%%

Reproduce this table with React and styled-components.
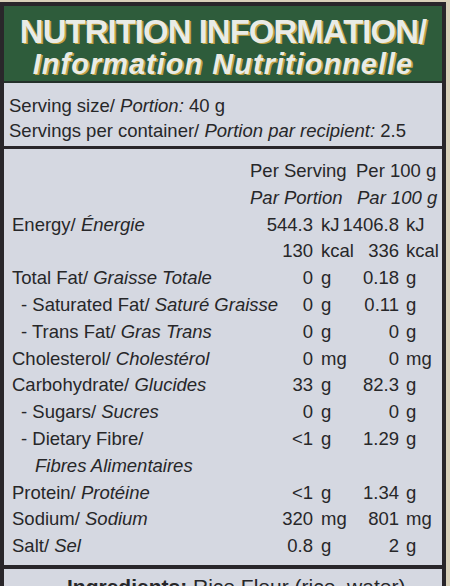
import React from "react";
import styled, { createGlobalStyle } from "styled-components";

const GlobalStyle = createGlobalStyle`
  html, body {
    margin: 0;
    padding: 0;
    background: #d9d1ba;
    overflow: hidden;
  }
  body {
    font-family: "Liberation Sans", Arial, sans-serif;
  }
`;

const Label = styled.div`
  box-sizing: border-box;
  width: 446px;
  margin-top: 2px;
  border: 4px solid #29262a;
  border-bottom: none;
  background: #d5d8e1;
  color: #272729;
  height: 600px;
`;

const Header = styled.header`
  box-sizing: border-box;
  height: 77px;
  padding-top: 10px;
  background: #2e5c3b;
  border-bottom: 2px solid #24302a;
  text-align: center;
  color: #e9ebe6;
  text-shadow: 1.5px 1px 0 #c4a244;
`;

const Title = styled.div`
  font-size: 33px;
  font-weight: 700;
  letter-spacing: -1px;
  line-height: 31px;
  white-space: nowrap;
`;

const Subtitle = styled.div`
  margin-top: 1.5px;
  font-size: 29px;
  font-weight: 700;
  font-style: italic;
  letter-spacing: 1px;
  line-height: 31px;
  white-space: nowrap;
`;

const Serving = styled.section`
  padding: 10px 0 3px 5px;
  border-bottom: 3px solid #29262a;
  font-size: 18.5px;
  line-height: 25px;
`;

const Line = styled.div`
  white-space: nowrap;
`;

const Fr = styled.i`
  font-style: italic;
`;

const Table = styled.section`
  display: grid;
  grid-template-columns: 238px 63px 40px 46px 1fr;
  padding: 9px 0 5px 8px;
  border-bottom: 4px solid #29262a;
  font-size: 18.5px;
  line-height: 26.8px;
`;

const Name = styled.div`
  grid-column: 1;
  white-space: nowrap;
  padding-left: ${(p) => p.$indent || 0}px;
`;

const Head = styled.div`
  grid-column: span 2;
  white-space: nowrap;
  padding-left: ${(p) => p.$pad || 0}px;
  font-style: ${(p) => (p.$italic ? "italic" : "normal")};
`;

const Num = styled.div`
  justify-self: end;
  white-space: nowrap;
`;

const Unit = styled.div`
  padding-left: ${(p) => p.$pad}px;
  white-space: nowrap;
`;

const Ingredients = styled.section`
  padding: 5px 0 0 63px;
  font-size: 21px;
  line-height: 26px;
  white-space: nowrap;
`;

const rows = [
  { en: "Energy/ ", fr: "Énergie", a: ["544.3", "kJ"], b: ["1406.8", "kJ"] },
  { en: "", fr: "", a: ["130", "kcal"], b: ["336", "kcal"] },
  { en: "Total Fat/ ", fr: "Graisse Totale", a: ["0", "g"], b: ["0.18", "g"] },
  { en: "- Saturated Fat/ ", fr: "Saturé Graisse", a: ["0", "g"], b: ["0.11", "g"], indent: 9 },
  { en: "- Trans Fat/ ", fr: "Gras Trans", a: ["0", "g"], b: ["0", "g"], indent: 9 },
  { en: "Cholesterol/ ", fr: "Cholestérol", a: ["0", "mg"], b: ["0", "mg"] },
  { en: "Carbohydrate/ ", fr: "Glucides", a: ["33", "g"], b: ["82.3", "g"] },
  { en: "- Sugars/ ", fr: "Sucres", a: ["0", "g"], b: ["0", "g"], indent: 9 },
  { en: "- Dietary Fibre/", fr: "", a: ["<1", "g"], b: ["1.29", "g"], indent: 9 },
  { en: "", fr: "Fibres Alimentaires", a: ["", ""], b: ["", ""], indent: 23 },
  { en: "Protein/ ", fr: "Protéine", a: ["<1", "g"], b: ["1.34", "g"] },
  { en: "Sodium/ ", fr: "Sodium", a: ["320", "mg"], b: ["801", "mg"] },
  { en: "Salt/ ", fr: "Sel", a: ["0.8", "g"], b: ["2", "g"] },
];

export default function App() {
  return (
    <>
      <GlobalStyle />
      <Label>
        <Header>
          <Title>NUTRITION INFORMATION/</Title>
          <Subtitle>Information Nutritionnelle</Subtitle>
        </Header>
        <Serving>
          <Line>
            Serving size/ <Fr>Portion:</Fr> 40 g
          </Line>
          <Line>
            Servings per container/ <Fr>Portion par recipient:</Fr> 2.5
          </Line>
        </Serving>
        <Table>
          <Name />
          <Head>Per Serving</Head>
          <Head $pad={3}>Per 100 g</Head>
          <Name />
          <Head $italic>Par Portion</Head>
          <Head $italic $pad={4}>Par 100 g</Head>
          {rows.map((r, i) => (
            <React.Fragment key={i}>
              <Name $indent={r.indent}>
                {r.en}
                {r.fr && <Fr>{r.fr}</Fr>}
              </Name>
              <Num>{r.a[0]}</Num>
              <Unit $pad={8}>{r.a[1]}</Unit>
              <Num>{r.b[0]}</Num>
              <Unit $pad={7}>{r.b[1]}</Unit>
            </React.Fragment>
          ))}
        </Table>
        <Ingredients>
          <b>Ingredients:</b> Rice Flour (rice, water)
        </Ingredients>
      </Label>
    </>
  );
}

%%

PROBLEM REQUIREMENTS → Write the listing above out again exactly, dropping each image.

REPLY TO THE EXERCISE →
Reproduce this table with React and styled-components.
import React from "react";
import styled, { createGlobalStyle } from "styled-components";

const GlobalStyle = createGlobalStyle`
  html, body {
    margin: 0;
    padding: 0;
    background: #d9d1ba;
    overflow: hidden;
  }
  body {
    font-family: "Liberation Sans", Arial, sans-serif;
  }
`;

const Label = styled.div`
  box-sizing: border-box;
  width: 446px;
  margin-top: 2px;
  border: 4px solid #29262a;
  border-bottom: none;
  background: #d5d8e1;
  color: #272729;
  height: 600px;
`;

const Header = styled.header`
  box-sizing: border-box;
  height: 77px;
  padding-top: 10px;
  background: #2e5c3b;
  border-bottom: 2px solid #24302a;
  text-align: center;
  color: #e9ebe6;
  text-shadow: 1.5px 1px 0 #c4a244;
`;

const Title = styled.div`
  font-size: 33px;
  font-weight: 700;
  letter-spacing: -1px;
  line-height: 31px;
  white-space: nowrap;
`;

const Subtitle = styled.div`
  margin-top: 1.5px;
  font-size: 29px;
  font-weight: 700;
  font-style: italic;
  letter-spacing: 1px;
  line-height: 31px;
  white-space: nowrap;
`;

const Serving = styled.section`
  padding: 10px 0 3px 5px;
  border-bottom: 3px solid #29262a;
  font-size: 18.5px;
  line-height: 25px;
`;

const Line = styled.div`
  white-space: nowrap;
`;

const Fr = styled.i`
  font-style: italic;
`;

const Table = styled.section`
  display: grid;
  grid-template-columns: 238px 63px 40px 46px 1fr;
  padding: 9px 0 5px 8px;
  border-bottom: 4px solid #29262a;
  font-size: 18.5px;
  line-height: 26.8px;
`;

const Name = styled.div`
  grid-column: 1;
  white-space: nowrap;
  padding-left: ${(p) => p.$indent || 0}px;
`;

const Head = styled.div`
  grid-column: span 2;
  white-space: nowrap;
  padding-left: ${(p) => p.$pad || 0}px;
  font-style: ${(p) => (p.$italic ? "italic" : "normal")};
`;

const Num = styled.div`
  justify-self: end;
  white-space: nowrap;
`;

const Unit = styled.div`
  padding-left: ${(p) => p.$pad}px;
  white-space: nowrap;
`;

const Ingredients = styled.section`
  padding: 5px 0 0 63px;
  font-size: 21px;
  line-height: 26px;
  white-space: nowrap;
`;

const rows = [
  { en: "Energy/ ", fr: "Énergie", a: ["544.3", "kJ"], b: ["1406.8", "kJ"] },
  { en: "", fr: "", a: ["130", "kcal"], b: ["336", "kcal"] },
  { en: "Total Fat/ ", fr: "Graisse Totale", a: ["0", "g"], b: ["0.18", "g"] },
  { en: "- Saturated Fat/ ", fr: "Saturé Graisse", a: ["0", "g"], b: ["0.11", "g"], indent: 9 },
  { en: "- Trans Fat/ ", fr: "Gras Trans", a: ["0", "g"], b: ["0", "g"], indent: 9 },
  { en: "Cholesterol/ ", fr: "Cholestérol", a: ["0", "mg"], b: ["0", "mg"] },
  { en: "Carbohydrate/ ", fr: "Glucides", a: ["33", "g"], b: ["82.3", "g"] },
  { en: "- Sugars/ ", fr: "Sucres", a: ["0", "g"], b: ["0", "g"], indent: 9 },
  { en: "- Dietary Fibre/", fr: "", a: ["<1", "g"], b: ["1.29", "g"], indent: 9 },
  { en: "", fr: "Fibres Alimentaires", a: ["", ""], b: ["", ""], indent: 23 },
  { en: "Protein/ ", fr: "Protéine", a: ["<1", "g"], b: ["1.34", "g"] },
  { en: "Sodium/ ", fr: "Sodium", a: ["320", "mg"], b: ["801", "mg"] },
  { en: "Salt/ ", fr: "Sel", a: ["0.8", "g"], b: ["2", "g"] },
];

export default function App() {
  return (
    <>
      <GlobalStyle />
      <Label>
        <Header>
          <Title>NUTRITION INFORMATION/</Title>
          <Subtitle>Information Nutritionnelle</Subtitle>
        </Header>
        <Serving>
          <Line>
            Serving size/ <Fr>Portion:</Fr> 40 g
          </Line>
          <Line>
            Servings per container/ <Fr>Portion par recipient:</Fr> 2.5
          </Line>
        </Serving>
        <Table>
          <Name />
          <Head>Per Serving</Head>
          <Head $pad={3}>Per 100 g</Head>
          <Name />
          <Head $italic>Par Portion</Head>
          <Head $italic $pad={4}>Par 100 g</Head>
          {rows.map((r, i) => (
            <React.Fragment key={i}>
              <Name $indent={r.indent}>
                {r.en}
                {r.fr && <Fr>{r.fr}</Fr>}
              </Name>
              <Num>{r.a[0]}</Num>
              <Unit $pad={8}>{r.a[1]}</Unit>
              <Num>{r.b[0]}</Num>
              <Unit $pad={7}>{r.b[1]}</Unit>
            </React.Fragment>
          ))}
        </Table>
        <Ingredients>
          <b>Ingredients:</b> Rice Flour (rice, water)
        </Ingredients>
      </Label>
    </>
  );
}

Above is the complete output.